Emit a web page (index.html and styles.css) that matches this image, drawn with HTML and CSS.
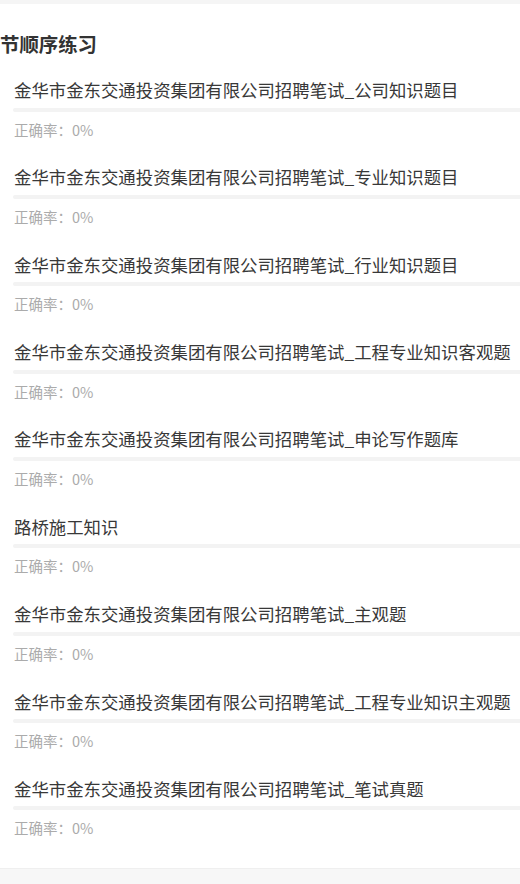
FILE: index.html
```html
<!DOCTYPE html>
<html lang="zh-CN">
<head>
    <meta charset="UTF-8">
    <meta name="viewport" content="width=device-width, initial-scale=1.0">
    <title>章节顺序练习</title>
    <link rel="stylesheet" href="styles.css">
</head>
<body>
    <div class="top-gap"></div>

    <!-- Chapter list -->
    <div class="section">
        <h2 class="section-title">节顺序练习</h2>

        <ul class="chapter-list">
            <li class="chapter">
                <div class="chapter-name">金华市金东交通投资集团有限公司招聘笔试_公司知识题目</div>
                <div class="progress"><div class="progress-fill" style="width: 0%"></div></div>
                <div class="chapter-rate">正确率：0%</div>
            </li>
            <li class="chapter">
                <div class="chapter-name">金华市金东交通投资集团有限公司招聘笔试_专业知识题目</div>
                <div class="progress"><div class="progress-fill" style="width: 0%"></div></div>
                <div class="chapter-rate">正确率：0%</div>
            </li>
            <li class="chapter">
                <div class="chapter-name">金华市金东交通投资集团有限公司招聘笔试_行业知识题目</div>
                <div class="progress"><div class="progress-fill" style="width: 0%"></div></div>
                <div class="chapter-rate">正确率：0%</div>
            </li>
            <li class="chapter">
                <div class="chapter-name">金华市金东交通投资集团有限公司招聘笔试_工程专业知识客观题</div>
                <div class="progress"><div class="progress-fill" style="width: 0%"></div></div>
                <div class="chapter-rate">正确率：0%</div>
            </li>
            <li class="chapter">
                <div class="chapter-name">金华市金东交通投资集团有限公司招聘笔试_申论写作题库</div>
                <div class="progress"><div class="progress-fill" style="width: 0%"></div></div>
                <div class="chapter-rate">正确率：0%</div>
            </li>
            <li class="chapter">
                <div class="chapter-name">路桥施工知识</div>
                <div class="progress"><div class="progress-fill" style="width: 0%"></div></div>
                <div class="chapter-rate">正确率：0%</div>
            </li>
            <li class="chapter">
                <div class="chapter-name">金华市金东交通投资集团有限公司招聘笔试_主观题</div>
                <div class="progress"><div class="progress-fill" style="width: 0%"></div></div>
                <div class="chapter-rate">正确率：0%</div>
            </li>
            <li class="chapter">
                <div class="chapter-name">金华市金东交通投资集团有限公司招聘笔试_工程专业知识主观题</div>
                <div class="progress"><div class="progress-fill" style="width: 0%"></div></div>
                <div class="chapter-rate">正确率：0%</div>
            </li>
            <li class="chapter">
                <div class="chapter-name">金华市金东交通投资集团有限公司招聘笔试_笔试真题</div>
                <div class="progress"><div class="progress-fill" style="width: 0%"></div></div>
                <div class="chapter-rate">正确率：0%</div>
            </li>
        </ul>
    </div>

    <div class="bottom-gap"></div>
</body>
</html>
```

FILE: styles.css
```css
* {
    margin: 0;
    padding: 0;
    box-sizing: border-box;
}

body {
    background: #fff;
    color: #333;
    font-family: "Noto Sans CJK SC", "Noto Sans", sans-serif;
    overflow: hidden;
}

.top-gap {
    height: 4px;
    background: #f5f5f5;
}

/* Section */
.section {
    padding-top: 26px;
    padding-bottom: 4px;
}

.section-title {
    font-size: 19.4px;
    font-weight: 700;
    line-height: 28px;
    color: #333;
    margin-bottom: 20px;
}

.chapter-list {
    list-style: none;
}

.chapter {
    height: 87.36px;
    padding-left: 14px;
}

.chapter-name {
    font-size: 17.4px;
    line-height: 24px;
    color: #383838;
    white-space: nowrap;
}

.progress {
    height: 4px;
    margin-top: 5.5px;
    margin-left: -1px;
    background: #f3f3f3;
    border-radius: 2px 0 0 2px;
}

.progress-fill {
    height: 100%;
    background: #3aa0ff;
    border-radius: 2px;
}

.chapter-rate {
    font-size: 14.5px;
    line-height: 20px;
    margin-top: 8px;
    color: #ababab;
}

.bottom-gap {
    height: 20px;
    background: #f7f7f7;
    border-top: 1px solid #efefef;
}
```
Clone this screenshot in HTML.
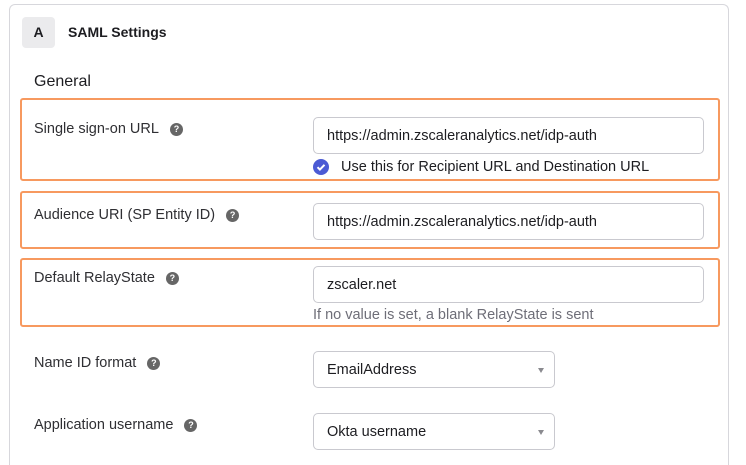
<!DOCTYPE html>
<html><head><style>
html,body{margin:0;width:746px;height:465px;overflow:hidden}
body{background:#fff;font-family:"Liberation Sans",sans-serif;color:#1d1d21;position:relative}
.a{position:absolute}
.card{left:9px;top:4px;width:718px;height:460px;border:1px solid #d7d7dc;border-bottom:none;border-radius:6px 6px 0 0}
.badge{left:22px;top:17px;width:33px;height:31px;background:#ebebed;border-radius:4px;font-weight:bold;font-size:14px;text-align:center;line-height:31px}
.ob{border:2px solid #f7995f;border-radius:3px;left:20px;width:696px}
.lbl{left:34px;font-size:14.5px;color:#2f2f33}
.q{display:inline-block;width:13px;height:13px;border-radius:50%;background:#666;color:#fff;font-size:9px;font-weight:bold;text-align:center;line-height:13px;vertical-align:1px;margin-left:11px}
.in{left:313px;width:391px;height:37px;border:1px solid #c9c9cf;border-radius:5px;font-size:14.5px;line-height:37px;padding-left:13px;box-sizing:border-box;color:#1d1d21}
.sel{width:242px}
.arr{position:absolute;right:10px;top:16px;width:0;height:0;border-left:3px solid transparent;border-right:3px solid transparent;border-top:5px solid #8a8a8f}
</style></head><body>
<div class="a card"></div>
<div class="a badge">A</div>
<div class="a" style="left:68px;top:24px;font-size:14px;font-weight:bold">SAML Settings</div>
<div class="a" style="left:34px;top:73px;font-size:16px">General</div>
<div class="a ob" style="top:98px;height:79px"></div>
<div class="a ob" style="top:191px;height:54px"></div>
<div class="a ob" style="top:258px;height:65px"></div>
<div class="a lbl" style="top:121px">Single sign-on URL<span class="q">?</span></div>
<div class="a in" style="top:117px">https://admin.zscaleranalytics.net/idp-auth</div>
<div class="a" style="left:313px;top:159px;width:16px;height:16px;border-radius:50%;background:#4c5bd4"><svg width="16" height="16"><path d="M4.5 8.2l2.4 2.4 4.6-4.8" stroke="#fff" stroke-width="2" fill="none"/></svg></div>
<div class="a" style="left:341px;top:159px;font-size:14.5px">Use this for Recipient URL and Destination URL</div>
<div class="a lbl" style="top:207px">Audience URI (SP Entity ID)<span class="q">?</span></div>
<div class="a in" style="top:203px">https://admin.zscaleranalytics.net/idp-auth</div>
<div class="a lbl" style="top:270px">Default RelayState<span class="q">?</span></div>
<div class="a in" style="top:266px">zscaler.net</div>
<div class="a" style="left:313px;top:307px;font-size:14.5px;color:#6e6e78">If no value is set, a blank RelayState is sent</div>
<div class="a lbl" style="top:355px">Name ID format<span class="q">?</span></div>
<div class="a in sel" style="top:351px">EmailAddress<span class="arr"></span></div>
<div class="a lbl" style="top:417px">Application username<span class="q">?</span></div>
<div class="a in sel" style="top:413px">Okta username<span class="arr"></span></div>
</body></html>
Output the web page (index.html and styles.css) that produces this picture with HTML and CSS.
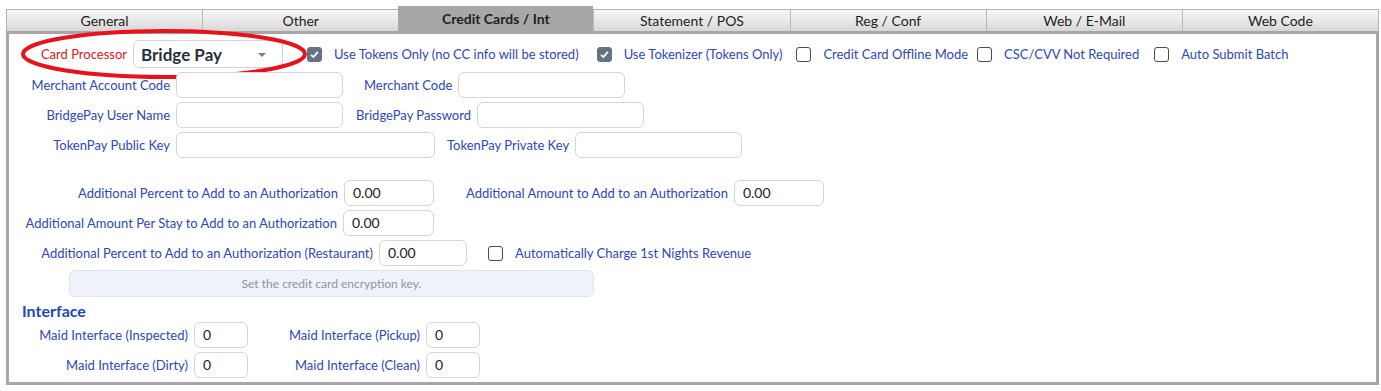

» **Work to do**: Reproduce the data word for word, excluding its pictures.

» **Exercise output**:
Emit a web page (index.html and styles.css) that matches this image, drawn with HTML and CSS.
FILE: index.html
```html
<!DOCTYPE html>
<html lang="zh-CN">
<head>
    <meta charset="UTF-8">
    <meta name="viewport" content="width=device-width, initial-scale=1.0">
    <title>章节顺序练习</title>
    <link rel="stylesheet" href="styles.css">
</head>
<body>
    <div class="top-gap"></div>

    <!-- Chapter list -->
    <div class="section">
        <h2 class="section-title">节顺序练习</h2>

        <ul class="chapter-list">
            <li class="chapter">
                <div class="chapter-name">金华市金东交通投资集团有限公司招聘笔试_公司知识题目</div>
                <div class="progress"><div class="progress-fill" style="width: 0%"></div></div>
                <div class="chapter-rate">正确率：0%</div>
            </li>
            <li class="chapter">
                <div class="chapter-name">金华市金东交通投资集团有限公司招聘笔试_专业知识题目</div>
                <div class="progress"><div class="progress-fill" style="width: 0%"></div></div>
                <div class="chapter-rate">正确率：0%</div>
            </li>
            <li class="chapter">
                <div class="chapter-name">金华市金东交通投资集团有限公司招聘笔试_行业知识题目</div>
                <div class="progress"><div class="progress-fill" style="width: 0%"></div></div>
                <div class="chapter-rate">正确率：0%</div>
            </li>
            <li class="chapter">
                <div class="chapter-name">金华市金东交通投资集团有限公司招聘笔试_工程专业知识客观题</div>
                <div class="progress"><div class="progress-fill" style="width: 0%"></div></div>
                <div class="chapter-rate">正确率：0%</div>
            </li>
            <li class="chapter">
                <div class="chapter-name">金华市金东交通投资集团有限公司招聘笔试_申论写作题库</div>
                <div class="progress"><div class="progress-fill" style="width: 0%"></div></div>
                <div class="chapter-rate">正确率：0%</div>
            </li>
            <li class="chapter">
                <div class="chapter-name">路桥施工知识</div>
                <div class="progress"><div class="progress-fill" style="width: 0%"></div></div>
                <div class="chapter-rate">正确率：0%</div>
            </li>
            <li class="chapter">
                <div class="chapter-name">金华市金东交通投资集团有限公司招聘笔试_主观题</div>
                <div class="progress"><div class="progress-fill" style="width: 0%"></div></div>
                <div class="chapter-rate">正确率：0%</div>
            </li>
            <li class="chapter">
                <div class="chapter-name">金华市金东交通投资集团有限公司招聘笔试_工程专业知识主观题</div>
                <div class="progress"><div class="progress-fill" style="width: 0%"></div></div>
                <div class="chapter-rate">正确率：0%</div>
            </li>
            <li class="chapter">
                <div class="chapter-name">金华市金东交通投资集团有限公司招聘笔试_笔试真题</div>
                <div class="progress"><div class="progress-fill" style="width: 0%"></div></div>
                <div class="chapter-rate">正确率：0%</div>
            </li>
        </ul>
    </div>

    <div class="bottom-gap"></div>
</body>
</html>
```

FILE: styles.css
```css
* {
    margin: 0;
    padding: 0;
    box-sizing: border-box;
}

body {
    background: #fff;
    color: #333;
    font-family: "Noto Sans CJK SC", "Noto Sans", sans-serif;
    overflow: hidden;
}

.top-gap {
    height: 4px;
    background: #f5f5f5;
}

/* Section */
.section {
    padding-top: 26px;
    padding-bottom: 4px;
}

.section-title {
    font-size: 19.4px;
    font-weight: 700;
    line-height: 28px;
    color: #333;
    margin-bottom: 20px;
}

.chapter-list {
    list-style: none;
}

.chapter {
    height: 87.36px;
    padding-left: 14px;
}

.chapter-name {
    font-size: 17.4px;
    line-height: 24px;
    color: #383838;
    white-space: nowrap;
}

.progress {
    height: 4px;
    margin-top: 5.5px;
    margin-left: -1px;
    background: #f3f3f3;
    border-radius: 2px 0 0 2px;
}

.progress-fill {
    height: 100%;
    background: #3aa0ff;
    border-radius: 2px;
}

.chapter-rate {
    font-size: 14.5px;
    line-height: 20px;
    margin-top: 8px;
    color: #ababab;
}

.bottom-gap {
    height: 20px;
    background: #f7f7f7;
    border-top: 1px solid #efefef;
}
```
Clone this screenshot in HTML.
<!DOCTYPE html>
<html><head><style>
html,body{margin:0;width:746px;height:465px;overflow:hidden}
body{background:#fff;font-family:"Liberation Sans",sans-serif;color:#1d1d21;position:relative}
.a{position:absolute}
.card{left:9px;top:4px;width:718px;height:460px;border:1px solid #d7d7dc;border-bottom:none;border-radius:6px 6px 0 0}
.badge{left:22px;top:17px;width:33px;height:31px;background:#ebebed;border-radius:4px;font-weight:bold;font-size:14px;text-align:center;line-height:31px}
.ob{border:2px solid #f7995f;border-radius:3px;left:20px;width:696px}
.lbl{left:34px;font-size:14.5px;color:#2f2f33}
.q{display:inline-block;width:13px;height:13px;border-radius:50%;background:#666;color:#fff;font-size:9px;font-weight:bold;text-align:center;line-height:13px;vertical-align:1px;margin-left:11px}
.in{left:313px;width:391px;height:37px;border:1px solid #c9c9cf;border-radius:5px;font-size:14.5px;line-height:37px;padding-left:13px;box-sizing:border-box;color:#1d1d21}
.sel{width:242px}
.arr{position:absolute;right:10px;top:16px;width:0;height:0;border-left:3px solid transparent;border-right:3px solid transparent;border-top:5px solid #8a8a8f}
</style></head><body>
<div class="a card"></div>
<div class="a badge">A</div>
<div class="a" style="left:68px;top:24px;font-size:14px;font-weight:bold">SAML Settings</div>
<div class="a" style="left:34px;top:73px;font-size:16px">General</div>
<div class="a ob" style="top:98px;height:79px"></div>
<div class="a ob" style="top:191px;height:54px"></div>
<div class="a ob" style="top:258px;height:65px"></div>
<div class="a lbl" style="top:121px">Single sign-on URL<span class="q">?</span></div>
<div class="a in" style="top:117px">https://admin.zscaleranalytics.net/idp-auth</div>
<div class="a" style="left:313px;top:159px;width:16px;height:16px;border-radius:50%;background:#4c5bd4"><svg width="16" height="16"><path d="M4.5 8.2l2.4 2.4 4.6-4.8" stroke="#fff" stroke-width="2" fill="none"/></svg></div>
<div class="a" style="left:341px;top:159px;font-size:14.5px">Use this for Recipient URL and Destination URL</div>
<div class="a lbl" style="top:207px">Audience URI (SP Entity ID)<span class="q">?</span></div>
<div class="a in" style="top:203px">https://admin.zscaleranalytics.net/idp-auth</div>
<div class="a lbl" style="top:270px">Default RelayState<span class="q">?</span></div>
<div class="a in" style="top:266px">zscaler.net</div>
<div class="a" style="left:313px;top:307px;font-size:14.5px;color:#6e6e78">If no value is set, a blank RelayState is sent</div>
<div class="a lbl" style="top:355px">Name ID format<span class="q">?</span></div>
<div class="a in sel" style="top:351px">EmailAddress<span class="arr"></span></div>
<div class="a lbl" style="top:417px">Application username<span class="q">?</span></div>
<div class="a in sel" style="top:413px">Okta username<span class="arr"></span></div>
</body></html>
Output the web page (index.html and styles.css) that produces this picture with HTML and CSS.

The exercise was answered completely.